If a player rolls 2d20 for their defence roll they are being defensive, but not discounting the chance to strike back.  They keep their own action that round.  On two successes they keep the enemy at bay.  On one success they get to choose: either take 1/2 damage or get a Minor Complication (they might fall to a knee, get pushed back or lose their helmet or shield).  This is decided before armour is taken into account.

If a player rolls 1d20 for their defence roll it plays out as per the RAW.

Finally, on immediate actions you can only get a crit if all the dice you have roll a 1, so if you roll three dice all three have to roll 1 to get a crit.  Again, you’re trying too hard to succeed that a big success is really hard to achieve.

EXTENDED ACTIONS:

Sometimes the players will undertake a task that takes longer than one combat round to achieve.  As a GM you should work out (in advance if possible) what information or outcome is possible, and then rate that outcome on a spectrum of “just succeeding” to “total success”.  Rate the range of information based on how many successes you need to get each piece of information (from 1 success to 3 successes) and then allow the players to make a roll on the relevant attribute with 3d20.  You can give a bonus die for good roleplaying by the players in trying to achieve this outcome, but then give information based on the level of success the players had.

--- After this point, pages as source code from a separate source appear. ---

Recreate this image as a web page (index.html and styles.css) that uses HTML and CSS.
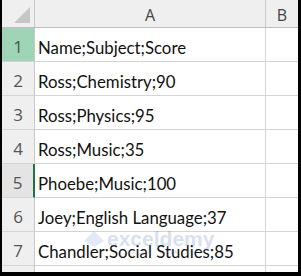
FILE: index.html
```html
<!DOCTYPE html>
<html>
<head>
<meta charset="utf-8">
<link rel="stylesheet" href="styles.css">
</head>
<body>
<div class="frame">
  <div class="sheet">
    <div class="corner"><svg width="16" height="16" viewBox="0 0 16 16"><polygon points="16,0 16,16 0,16" fill="#c6c6c6"/></svg></div>
    <div class="colhead">A</div>
    <div class="colhead last">B</div>

    <div class="rowhead sel">1</div><div class="cell">Name;Subject;Score</div><div class="cell last"></div>
    <div class="rowhead">2</div><div class="cell">Ross;Chemistry;90</div><div class="cell last"></div>
    <div class="rowhead">3</div><div class="cell">Ross;Physics;95</div><div class="cell last"></div>
    <div class="rowhead">4</div><div class="cell">Ross;Music;35</div><div class="cell last"></div>
    <div class="rowhead act">5</div><div class="cell">Phoebe;Music;100</div><div class="cell last"></div>
    <div class="rowhead">6</div><div class="cell">Joey;English Language;37</div><div class="cell last"></div>
    <div class="rowhead">7</div><div class="cell">Chandler;Social Studies;85</div><div class="cell last"></div>

    <div class="rowhead stub"></div><div class="cell stub"></div><div class="cell last stub"></div>
  </div>
  <div class="watermark">
    <svg class="wm-icon" width="24" height="20" viewBox="0 0 24 20"><path d="M2 13 L12 3 L22 13 L12 19 Z" fill="#a9bde0"/></svg>
    <div class="wm-text">
      <div class="wm-name">exceldemy</div>
      <div class="wm-sub">EXCEL · DATA · BI</div>
    </div>
  </div>
</div>
</body>
</html>
```

FILE: styles.css
```css
html, body {
  margin: 0;
  padding: 0;
  background: #000;
}
.frame {
  position: relative;
  width: 296px;
  height: 272px;
  border-left: 2px solid #000;
  border-right: 3px solid #000;
  border-bottom: 4px solid #000;
  background: #fff;
  overflow: hidden;
}
.sheet {
  display: grid;
  grid-template-columns: 33px 231px 32px;
  grid-template-rows: 28px repeat(7, 34px) 6px;
  font-family: "Lato", "Liberation Sans", sans-serif;
}
.corner {
  background: #efefef;
  border-right: 1px solid #c8c8c8;
  border-bottom: 1px solid #bdbdbd;
  display: flex;
  align-items: flex-end;
  justify-content: flex-end;
  padding: 0 4px 4px 0;
}
.colhead {
  background: #efefef;
  border-right: 1px solid #c8c8c8;
  border-bottom: 1px solid #bdbdbd;
  display: flex;
  align-items: center;
  justify-content: center;
  font-family: "Open Sans", sans-serif;
  font-size: 16px;
  color: #444;
  padding-top: 2px;
}
.colhead.last { border-right: none; }
.rowhead {
  background: #efefef;
  border-right: 1px solid #c8c8c8;
  border-bottom: 1px solid #d4d4d4;
  display: flex;
  align-items: center;
  justify-content: center;
  font-family: "Open Sans", sans-serif;
  font-size: 17px;
  color: #555;
  padding-top: 4px;
}
.rowhead.sel {
  background: #9fd5b6;
  color: #3d5a48;
}
.rowhead.act {
  background: #e4e4e4;
  border-right: 2px solid #217346;
}
.cell {
  border-right: 1px solid #d4d4d4;
  border-bottom: 1px solid #d4d4d4;
  display: flex;
  align-items: center;
  padding: 5px 0 0 3px;
  font-size: 16.8px;
  color: #111;
  white-space: nowrap;
}
.cell.last { border-right: none; }
.stub { border-bottom: none; }
.watermark {
  position: absolute;
  left: 80px;
  top: 228px;
  display: flex;
  align-items: flex-start;
  gap: 1px;
  opacity: 0.3;
  pointer-events: none;
}
.wm-text {
  display: flex;
  flex-direction: column;
  align-items: center;
  line-height: 1;
}
.wm-name {
  font-family: "Liberation Sans", sans-serif;
  font-size: 21px;
  font-weight: bold;
  color: #7f9bd0;
}
.wm-sub {
  font-family: "Liberation Sans", sans-serif;
  font-size: 6px;
  color: #8a8a8a;
  letter-spacing: 1px;
}
```
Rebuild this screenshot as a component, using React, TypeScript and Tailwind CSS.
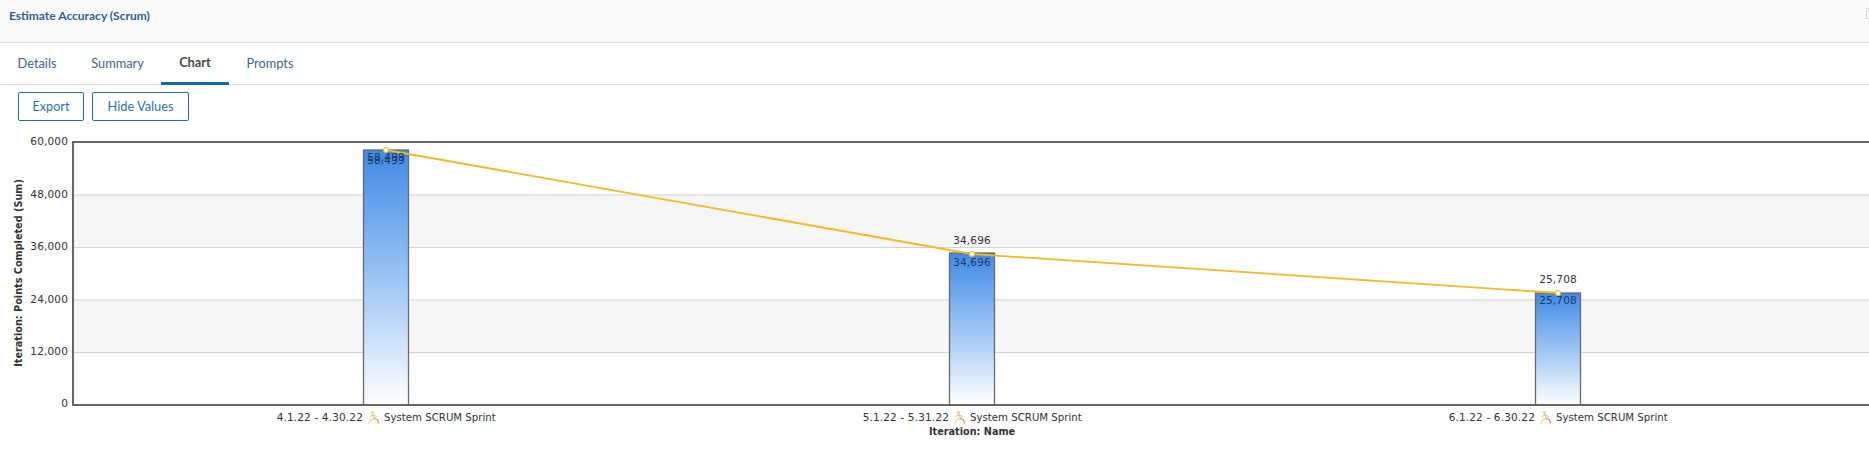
import React from 'react';

const tabs = [
  { label: 'Details', w: 'w-[74px]' },
  { label: 'Summary', w: 'w-[87px]' },
  { label: 'Chart', w: 'w-[68px]', active: true },
  { label: 'Prompts', w: 'w-[82px]' },
];

const ticks = [
  { label: '60,000', y: 142, labelY: 141.5 },
  { label: '48,000', y: 195, labelY: 194.5 },
  { label: '36,000', y: 247.5, labelY: 246.5 },
  { label: '24,000', y: 300, labelY: 299.5 },
  { label: '12,000', y: 352.5, labelY: 351.5 },
  { label: '0', y: 405, labelY: 403 },
];

const bars = [
  { x: 386, top: 150, value: '58,499', range: '4.1.22 - 4.30.22', above: 157, inside: 160 },
  { x: 972, top: 253, value: '34,696', range: '5.1.22 - 5.31.22', above: 240, inside: 262 },
  { x: 1558, top: 293, value: '25,708', range: '6.1.22 - 6.30.22', above: 279, inside: 300 },
];

// little running figure next to the sprint names
function Runner({ x, y }: { x: number; y: number }) {
  return (
    <g transform={`translate(${x} ${y})`} fill="none" strokeLinecap="round" strokeLinejoin="round">
      <circle cx="4.5" cy="1.6" r="1.5" fill="#e8c98f" />
      <path d="M4.5 3 L6.3 7.2 L2.5 9 L1 12" stroke="#ecd9b8" strokeWidth="1.6" />
      <path d="M6.3 7.2 L9.5 9 L10.5 12" stroke="#cfa56a" strokeWidth="1.4" />
      <path d="M4.8 4 L2 5.5 M5.2 4 L8.5 5.5" stroke="#dcbd8c" strokeWidth="1" />
    </g>
  );
}

function Chart() {
  return (
    <svg viewBox="0 130 1869 324" className="block w-[1869px] h-[324px] font-['DejaVu_Sans',sans-serif]">
      <defs>
        <linearGradient id="barFill" x1="0" y1="0" x2="0" y2="1">
          <stop offset="0" stopColor="#3f8ae6" />
          <stop offset="0.55" stopColor="#a5caf5" />
          <stop offset="1" stopColor="#ffffff" />
        </linearGradient>
      </defs>

      <rect x="73" y="195" width="1796" height="52.5" fill="#f6f6f6" />
      <rect x="73" y="300" width="1796" height="52.5" fill="#f6f6f6" />
      {ticks.slice(1, 5).map((t) => (
        <line key={t.label} x1="73" x2="1869" y1={t.y} y2={t.y} stroke="#d2d2d2" strokeWidth="1.2" />
      ))}

      {bars.map((b) => (
        <rect
          key={b.x}
          x={b.x - 22.5}
          y={b.top}
          width="45"
          height={405 - b.top}
          fill="url(#barFill)"
          stroke="#666a70"
          strokeWidth="1.3"
        />
      ))}

      <line x1="73" x2="1869" y1="142" y2="142" stroke="#666" strokeWidth="2" />
      <line x1="73" x2="1869" y1="405" y2="405" stroke="#666" strokeWidth="2" />
      <line x1="73" x2="73" y1="141" y2="406" stroke="#666" strokeWidth="2" />

      <polyline points="386,150 972,254 1558,293" fill="none" stroke="#f1ba1e" strokeWidth="1.8" />
      {bars.map((b) => (
        <circle key={b.x} cx={b.x} cy={b.top + (b.x === 972 ? 1 : 0)} r="2.6" fill="#fdfbe9" stroke="#f1ba1e" strokeWidth="1" />
      ))}

      {ticks.map((t) => (
        <text key={t.label} x="68" y={t.labelY} dy="0.35em" textAnchor="end" fontSize="10.5" letterSpacing="0.15" fill="#333">
          {t.label}
        </text>
      ))}

      {bars.map((b) => (
        <g key={b.x} fontSize="10.5" letterSpacing="0.15">
          <text x={b.x} y={b.above} dy="0.35em" textAnchor="middle" fill={b.above < b.top ? '#333' : '#1c3a5e'}>{b.value}</text>
          <text x={b.x} y={b.inside} dy="0.35em" textAnchor="middle" fill="#1c3a5e">{b.value}</text>
          <text x={b.x - 23} y="417.5" dy="0.35em" textAnchor="end" fill="#333">{b.range}</text>
          <Runner x={b.x - 18} y={411} />
          <text x={b.x - 2} y="417.5" dy="0.35em" fontSize="10.2" letterSpacing="0" fill="#333">System SCRUM Sprint</text>
        </g>
      ))}

      <text x="972" y="431.5" dy="0.35em" textAnchor="middle" fontSize="9.7" fontWeight="700" fill="#333">Iteration: Name</text>
      <text transform="translate(19 273) rotate(-90)" dy="0.35em" textAnchor="middle" fontSize="9.7" fontWeight="700" fill="#333">
        Iteration: Points Completed (Sum)
      </text>
    </svg>
  );
}

export default function App() {
  return (
    <div className="w-[1869px] h-[454px] overflow-hidden bg-white font-['Lato',sans-serif]">
      <div className="h-[43px] bg-[#fafafa] border-b border-[#e0e0e0] flex justify-between pl-[9px]">
        <span className="mt-[8px] text-[12px] leading-[15px] font-bold text-[#2f5d94]">Estimate Accuracy (Scrum)</span>
        <span className="mt-[8px] -mr-[8px] w-[11px] h-[11px] border border-[#cfd6e0] rounded-[2px]" />
      </div>

      <div className="h-[42px] border-b border-[#e0e0e0] flex">
        {tabs.map((t) => (
          <div
            key={t.label}
            className={
              t.active
                ? `${t.w} -mb-px flex items-center justify-center pt-[1px] text-[12.8px] font-bold text-[#4a4a4a] border-b-[3px] border-[#1565b8]`
                : `${t.w} flex items-center justify-center text-[12.8px] text-[#41658f]`
            }
          >
            {t.label}
          </div>
        ))}
      </div>

      <div className="h-[45px] flex gap-2 pl-[18px] pt-[7px]">
        <button className="w-[66px] h-[29px] pt-[1px] rounded-[2px] border border-[#1f6db5] text-[12.6px] text-[#2a72bb]">Export</button>
        <button className="w-[97px] h-[29px] pt-[1px] rounded-[2px] border border-[#1f6db5] text-[12.8px] text-[#2a72bb]">Hide Values</button>
      </div>

      <Chart />
    </div>
  );
}
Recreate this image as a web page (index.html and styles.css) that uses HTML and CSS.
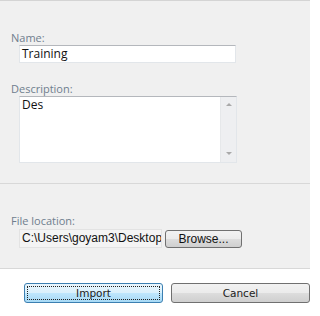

I intend to try these rules when I next run Symbaroum, and you can hear that on The Coriolis Effect special “Symbaroum Effect” podcasts, coming in the next few weeks.  As always, I welcome your thoughts and comments, especially if you try it in your game.

 

2 comments

  1. I could not be bothered with the rules anymore, so we moved to Heroquest. We found many abilities to vague in there interpretations unless you are a long time player of the rules. Leader was the last straw.